Safety means something subtly different to each of these pilots. For the high performance charters, time constraints place the focus on preparation, and the pilots tend to have the pre-flight, weight and balance and performance charts completed long before the flight. For the survey, the safety angle is largely meteorological, with cloud and turbulence being the main issues. The aerobatic pilot is specifically mindful of the wind conditions, and his passenger preparation is markedly different to that of the charter pilot.
Just for fun, try this quiz, which identifies your aircraft match by your personality type.
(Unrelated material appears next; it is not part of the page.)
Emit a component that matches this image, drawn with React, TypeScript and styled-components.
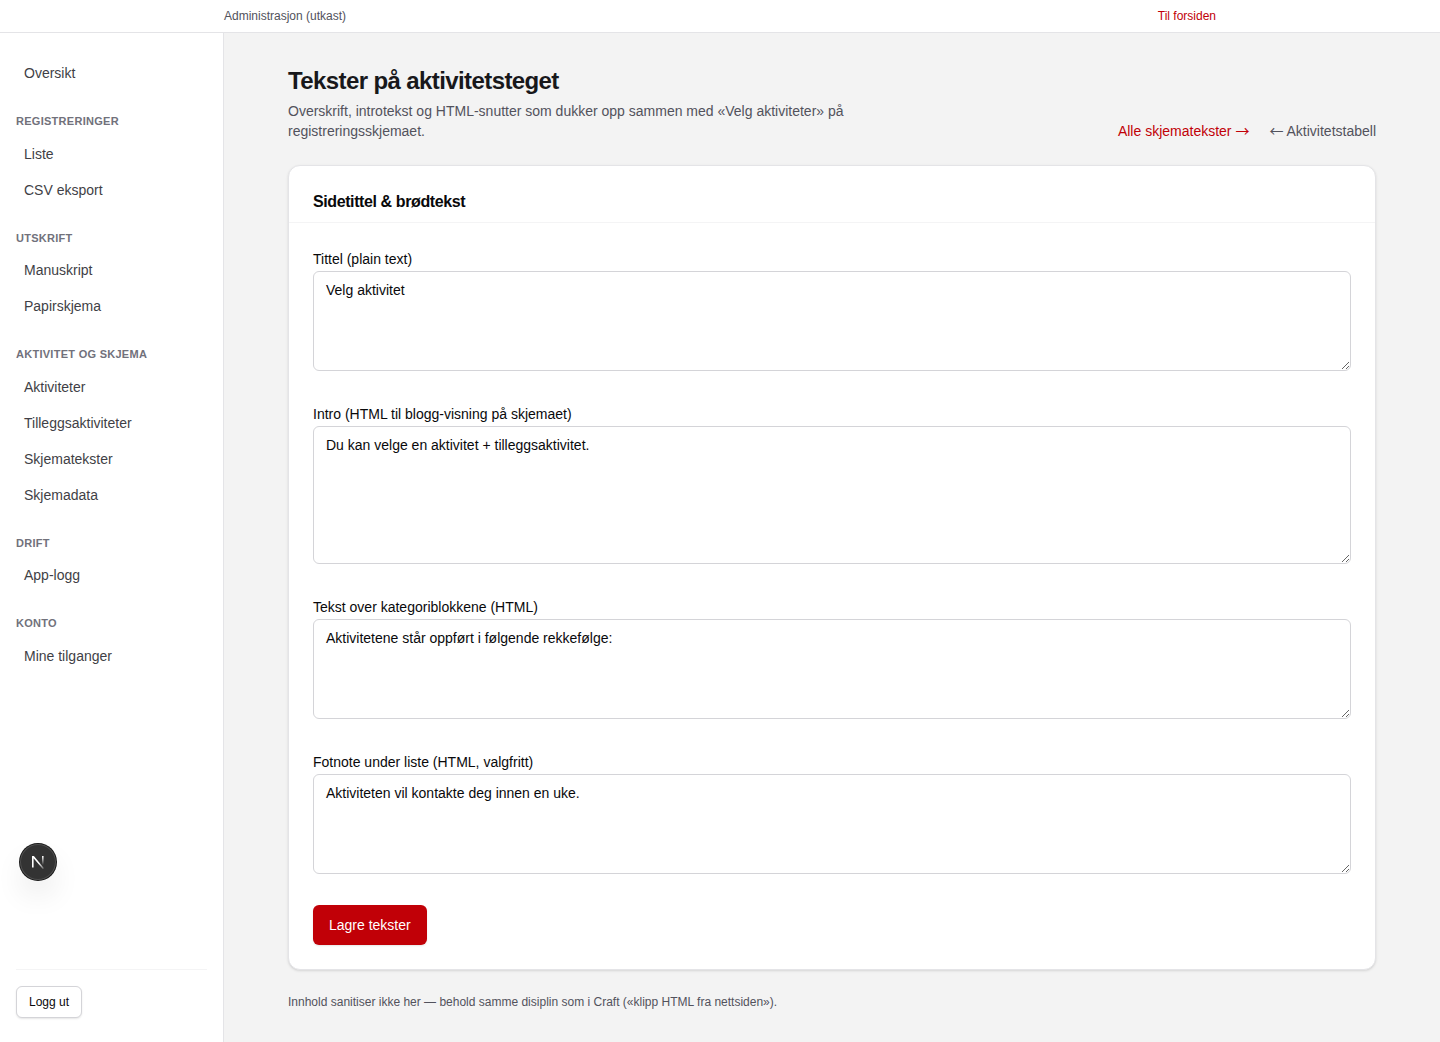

Mine was very accurate, but interestingly has changed my type since I completed it two years ago (I’ve gone from a Bonanza to a Cirrus!)
The chicken and the egg
Having thought long and hard about my own personality in regards to flight safety, I’ve realised that the disciplines I’ve learnt in the field of aviation are carried through to other areas of my life. While I’m not a natural Type A personality (I scored 9/24 on the above test) aviation has taught me patience, has improved my spatial skills and has made me slow down and complete tasks in a less harried manner. Essentially, becoming a pilot has modified my personality in terms of safety and airmanship.
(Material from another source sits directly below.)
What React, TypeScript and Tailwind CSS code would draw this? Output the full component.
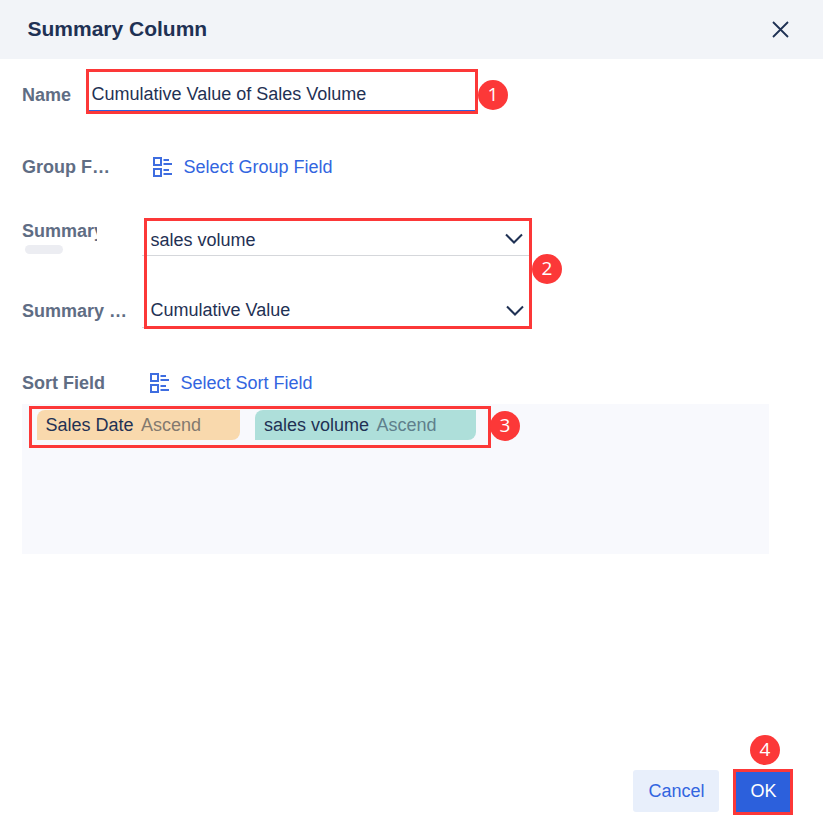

There are two general questions that any pilots reading this could profitably ask themselves. First, which of the pilot aspects of my character do I need to develop or suppress in order to fly more safely? And second, what are the specific safety concerns of the type of aircraft I fly and the type of flying I do?
The paradox is that those questions are introspective, abstract and involve considering personal imperfection, none of which the typical pilot does well, according to the studies. But persist. Your reward will be a deeper system knowledge of your strengths and limitations.
It seems our relationship with flight safety is complex. While we begin with a personality type that is drawn to aviation because of its challenges, we also develop our personalities to rise to the demands of piloting aircraft. Furthermore, we gravitate towards aircraft profiles that suit our personalities and once more adapt our safety mindsets as appropriate.